The Financial Industry Regulatory Authority (FINRA) operates as the largest independent regulator for all broker-dealer firms operating in the United States. FINRA establishes and enforces specific rules governing the conduct of registered representatives and firms, including the requirement for “best execution” of client orders. This oversight ensures that the financial agent is acting in the client’s fiduciary best interest.
The regulatory structure also mandates strict market manipulation prevention mechanisms. These rules ensure that the prices at which securities are sold are genuine reflections of supply and demand. This high level of regulatory scrutiny provides the necessary confidence for immediate and guaranteed trade execution.

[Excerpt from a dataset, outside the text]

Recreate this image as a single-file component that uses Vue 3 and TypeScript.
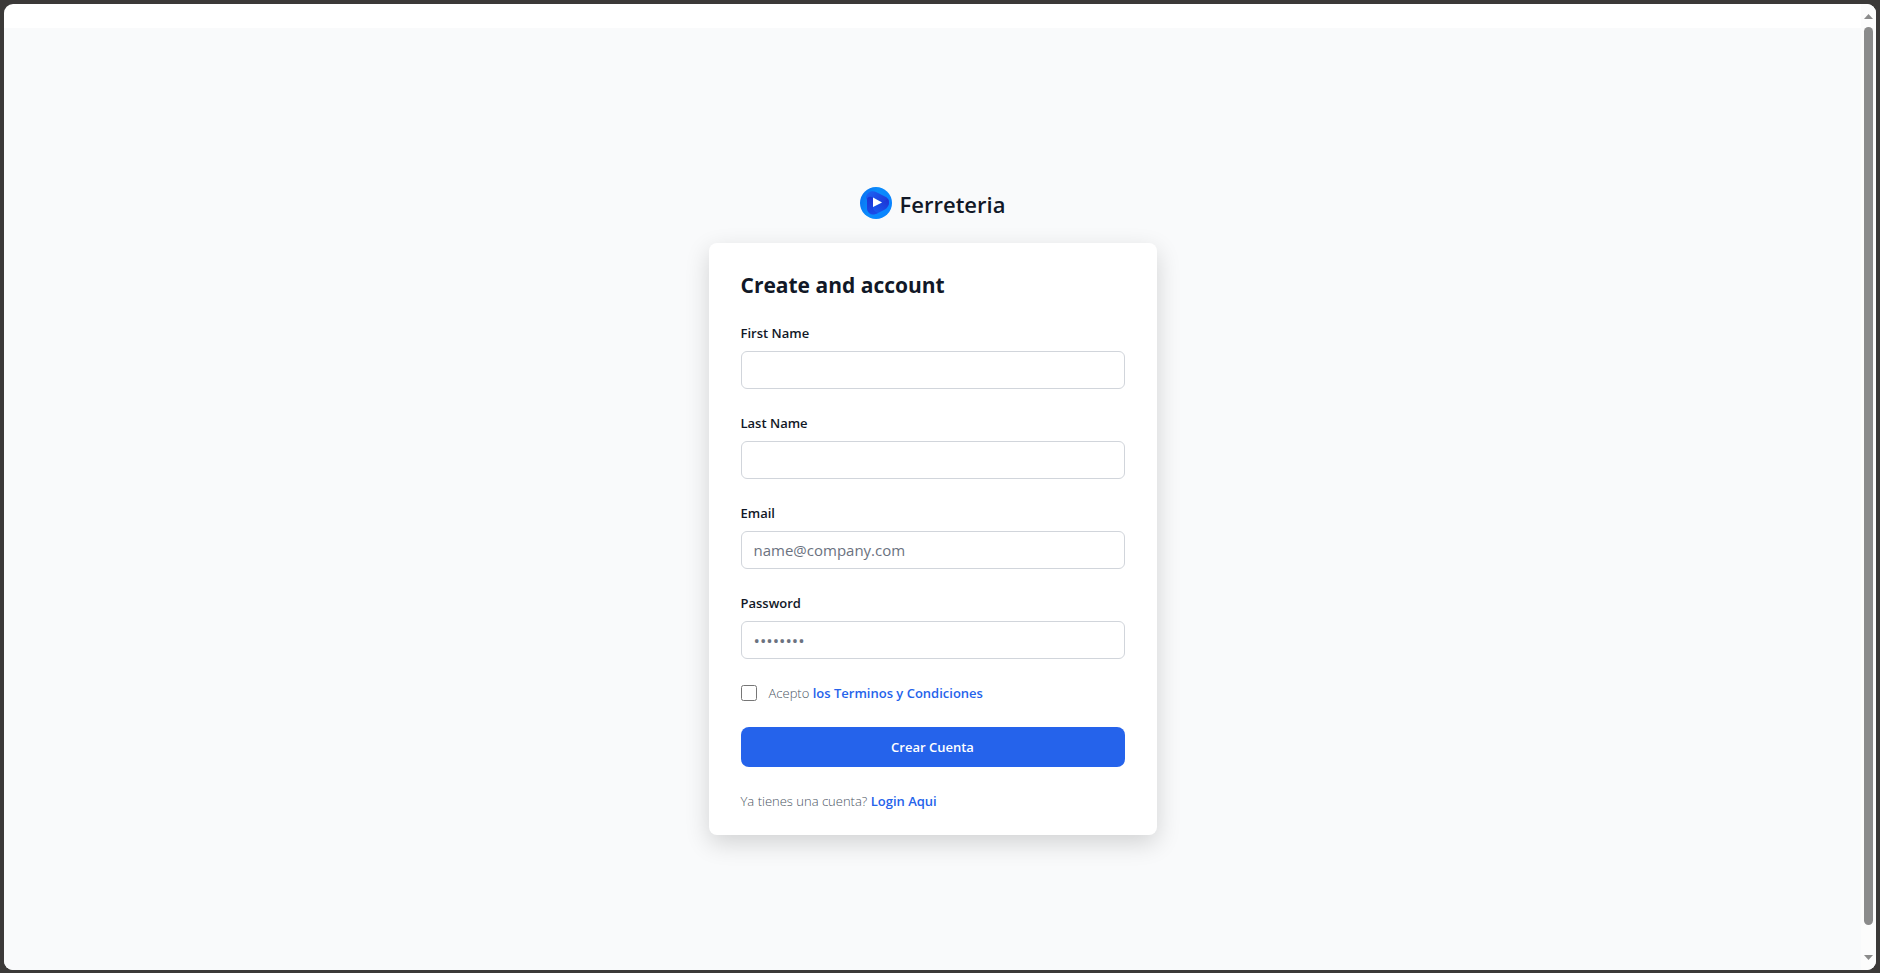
<script setup lang="ts">
import { reactive } from 'vue'

interface Field {
  id: 'firstName' | 'lastName' | 'email' | 'password'
  label: string
  type: string
  placeholder: string
}

const fields: Field[] = [
  { id: 'firstName', label: 'First Name', type: 'text', placeholder: '' },
  { id: 'lastName', label: 'Last Name', type: 'text', placeholder: '' },
  { id: 'email', label: 'Email', type: 'email', placeholder: 'name@company.com' },
  { id: 'password', label: 'Password', type: 'password', placeholder: '••••••••' },
]

const form = reactive({ firstName: '', lastName: '', email: '', password: '', terms: false })
</script>

<template>
  <div class="frame">
    <div class="viewport">
      <div class="page">
        <main class="register">
          <a href="#" class="brand">
            <svg class="logo" viewBox="0 0 32 32" aria-hidden="true">
              <defs>
                <linearGradient id="disc" x1="0" y1="0" x2="1" y2="0.4">
                  <stop offset="0" stop-color="#0a6cf0" />
                  <stop offset="0.5" stop-color="#0a8cfc" />
                  <stop offset="1" stop-color="#0a84ff" />
                </linearGradient>
                <linearGradient id="bandA" x1="0" y1="0" x2="1" y2="0.6">
                  <stop offset="0" stop-color="#1a66f6" />
                  <stop offset="1" stop-color="#1f38d8" />
                </linearGradient>
                <linearGradient id="bandB" x1="1" y1="0" x2="0" y2="1">
                  <stop offset="0" stop-color="#1e30d2" />
                  <stop offset="1" stop-color="#1668f8" />
                </linearGradient>
                <linearGradient id="bandC" x1="0" y1="0" x2="0" y2="1">
                  <stop offset="0" stop-color="#1c34d4" />
                  <stop offset="1" stop-color="#1a4ce8" />
                </linearGradient>
              </defs>
              <circle cx="16" cy="16" r="16" fill="url(#disc)" />
              <path d="M6 11C6 6 11 3 16 5L26 10C29 12 30 15 28 19L13 10.500L7 13Z" fill="url(#bandA)" />
              <path d="M28 12C30 17 28 21 24 23L16 27C12 29 8 27 7 22L13 20L22 15.500Z" fill="url(#bandB)" />
              <path d="M7 13C7 9.500 10 9 13 10.500V20C13 23 15 25 18 26C12 29 7 26 7 21Z" fill="url(#bandC)" />
              <path d="M13 10.500L22 15.500L13 20Z" fill="#fff" />
            </svg>
            <span>Ferreteria</span>
          </a>

          <section class="card">
            <h1>Create and account</h1>
            <form @submit.prevent>
              <div v-for="field in fields" :key="field.id" class="field">
                <label :for="field.id">{{ field.label }}</label>
                <input
                  :id="field.id"
                  v-model="form[field.id]"
                  :type="field.type"
                  :placeholder="field.placeholder"
                  autocomplete="off"
                />
              </div>
              <div class="terms">
                <input id="terms" v-model="form.terms" type="checkbox" />
                <label for="terms">Acepto <a href="#">los Terminos y Condiciones</a></label>
              </div>
              <button type="submit">Crear Cuenta</button>
              <p>Ya tienes una cuenta? <a href="#">Login Aqui</a></p>
            </form>
          </section>
        </main>
      </div>
      <div class="scrollbar" aria-hidden="true">
        <svg viewBox="0 0 9 5"><path d="M0 5L4.500 0L9 5Z" /></svg>
        <div class="track"><div class="thumb"></div></div>
        <svg viewBox="0 0 9 5"><path d="M0 0H9L4.500 5Z" /></svg>
      </div>
    </div>
  </div>
</template>

<style>
body {
  margin: 0;
}
</style>

<style scoped>
.frame,
.frame * {
  box-sizing: border-box;
}

.frame {
  height: 100vh;
  padding: 4px 4px 3px;
  background: #3b3938;
  color: #111827;
  font-family: 'Open Sans', 'Noto Sans', sans-serif;
  font-size: 13px;
  line-height: 20px;
}

.viewport {
  display: flex;
  height: 100%;
  overflow: hidden;
  border-radius: 9px;
  background: #fff;
}

.page {
  flex: 1;
  min-width: 0;
  padding-top: 24px;
  overflow: hidden;
}

.register {
  display: flex;
  flex-direction: column;
  align-items: center;
  justify-content: center;
  min-height: calc(100vh - 7px);
  background: #f9fafb;
}

.brand {
  display: flex;
  align-items: flex-end;
  gap: 8px;
  margin-bottom: 24px;
  color: #111827;
  font-size: 22px;
  font-weight: 600;
  line-height: 30px;
  text-decoration: none;
}

.logo {
  width: 32px;
  height: 32px;
}

.card {
  width: 100%;
  max-width: 448px;
  padding: 26px 32px 24px;
  border-radius: 8px;
  background: #fff;
  box-shadow: 0 8px 24px rgba(0, 0, 0, 0.16);
}

h1 {
  margin: 0 0 22px;
  font-size: 21px;
  font-weight: 700;
  line-height: 32px;
}

form {
  display: flex;
  flex-direction: column;
  gap: 24px;
}

.field {
  display: flex;
  flex-direction: column;
  gap: 8px;
}

.field label {
  font-weight: 600;
}

.field input {
  width: 100%;
  height: 38px;
  padding: 0 12px;
  border: 1px solid #d1d5db;
  border-radius: 6px;
  background: #fff;
  color: #111827;
  font: inherit;
  font-size: 15px;
}

.field input[type='password'] {
  font-size: 17px;
}

.field input::placeholder {
  color: #6b7280;
  opacity: 1;
}

.terms {
  display: flex;
  align-items: center;
  gap: 12px;
  color: #4b5563;
  font-weight: 300;
}

.terms input {
  width: 16px;
  height: 16px;
  margin: 0;
}

form a {
  color: #2563eb;
  font-weight: 600;
  text-decoration: none;
}

button {
  height: 40px;
  padding: 0 20px;
  border: 0;
  border-radius: 8px;
  background: #2563eb;
  color: #fff;
  font: inherit;
  font-weight: 600;
}

p {
  margin: 0;
  color: #4b5563;
  font-weight: 300;
}

.scrollbar {
  display: flex;
  flex-direction: column;
  align-items: center;
  gap: 8px;
  width: 15px;
  padding: 10px 0;
  background: #fcfcfc;
}

.scrollbar svg {
  width: 9px;
  height: 5px;
  fill: #8b8b8b;
}

.track {
  flex: 1;
}

.thumb {
  width: 9px;
  height: calc(100% - 22px);
  border-radius: 5px;
  background: #8b8b8b;
}
</style>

While the consignment model is incompatible with the trading of standardized, fungible equity securities, the concept does appear in financially related markets involving non-fungible physical assets. These specialized environments require a different legal structure because the assets lack the standardization necessary for instantaneous, guaranteed exchange trading.
High-value art, rare collectibles, and certain specialized commodity deliveries often utilize consignment agreements. For example, a collector may consign a rare painting to a major auction house, which attempts to sell it for a commission. The collector retains title until the hammer falls, and the financial risk remains with the consignor throughout the marketing and sale period.
The distinction lies in the lack of standardization; a share of Apple stock is identical to every other share, but physical assets like rare-earth metals or antique furniture are not. This non-fungibility necessitates the slower, risk-retaining consignment model. These transactions occur outside the standardized futures contract exchanges.